Yesterday, I suggested that the overrepresentation of blacks among the victims of police shootings may not be primarily attributable to racial animus on the parts of police officers. In response, a paper by Ross (2015; PLOS ONE), which claims the following, was brought to my attention:
There is no relationship between county-level racial bias in police shootings and crime rates (even race-specific crime rates), meaning that the racial bias observed in police shootings in this data set is not explainable as a response to local-level crime rates.
To his credit, Ross made his dataset publicly available (see S1_File.zip in the Supporting Information), so I carried out a few analyses on it myself.
The total number of victims in the dataset with known race is 647. There are 260 counties with at least one police shooting of a victim with known race (8% of total counties). 23% of counties have 100% black victims, 55% of counties have 100% white victims, and the remaining 23% have some mix of black and white victims. The mean percentage of victims who are black is 33%. Furthermore, 90% of counties have five or fewer victims, 80% have three or fewer, and 57% have exactly one victim; the mean number of victims per county is 2.5.
The low number of victims per county seems to me to be a serious limitation of Ross's analysis. How can one reliably model an aggregate-level variable (such as the ratio of black to white victims, or the proportion of victims who are black) that, for most counties, is based on only one or two observations?
I calculated the 95% confidence interval for the proportion of victims who are black in all 260 counties. (Thanks to Emil Kirkegaard for calculating confidence intervals for cases where p = 1 using the prop.test in R.) This confidence interval overlapped with p = .13 (the percentage of blacks in the general population) in 87% of counties. And when restricting the analysis to unarmed victims, the confidence interval for the proportion of victims who are black overlapped with p = .13 in 89% of counties. In other words, for >85% of counties, one cannot rule out that the true proportion of victims who are black is equal to the proportion of blacks in the general population.

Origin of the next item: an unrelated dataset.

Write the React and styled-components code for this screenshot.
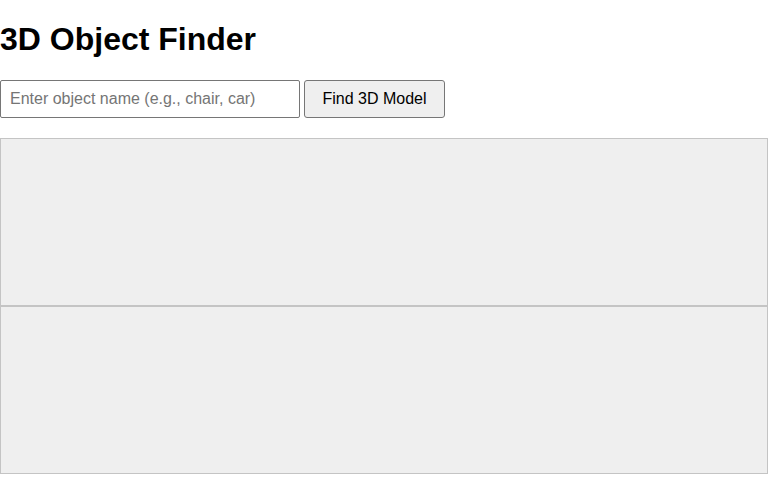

The limitation of low numbers of cases per county was not lost on Ross. In the Methods section he notes that:
County-level police shooting rates are estimated using binomial probabilities, and a prior, estimated from the data, under hierarchical partial pooling. Hierarchical pooling allows information collected in other counties within the United States to partially inform the parameter estimates in a focal county, which improves out-of-sample predictive inference globally... Prior to the introduction of multi-level modeling methods, relative risk ratios at local levels were very hard to infer... The multi-level Bayesian methods used here, partially (rather than fully) pool information across counties, allowing for more stable estimates in relative risk ratios
Not being familiar with these methods myself, I am not in a particularly strong position to judge their efficacy. But it seems to me that Ross's dependent variable will have been subject to considerable measurement error. Therefore, I'm not sure he can really be confident that there is no relationship between racial bias in police shootings and race-specific crime rates at the county level. This is not to say that there is a relationship, but simply that the evidence Ross presents for there not being one may not be very compelling. I would interested to hear others' perspectives. (Stata .do file available upon request.)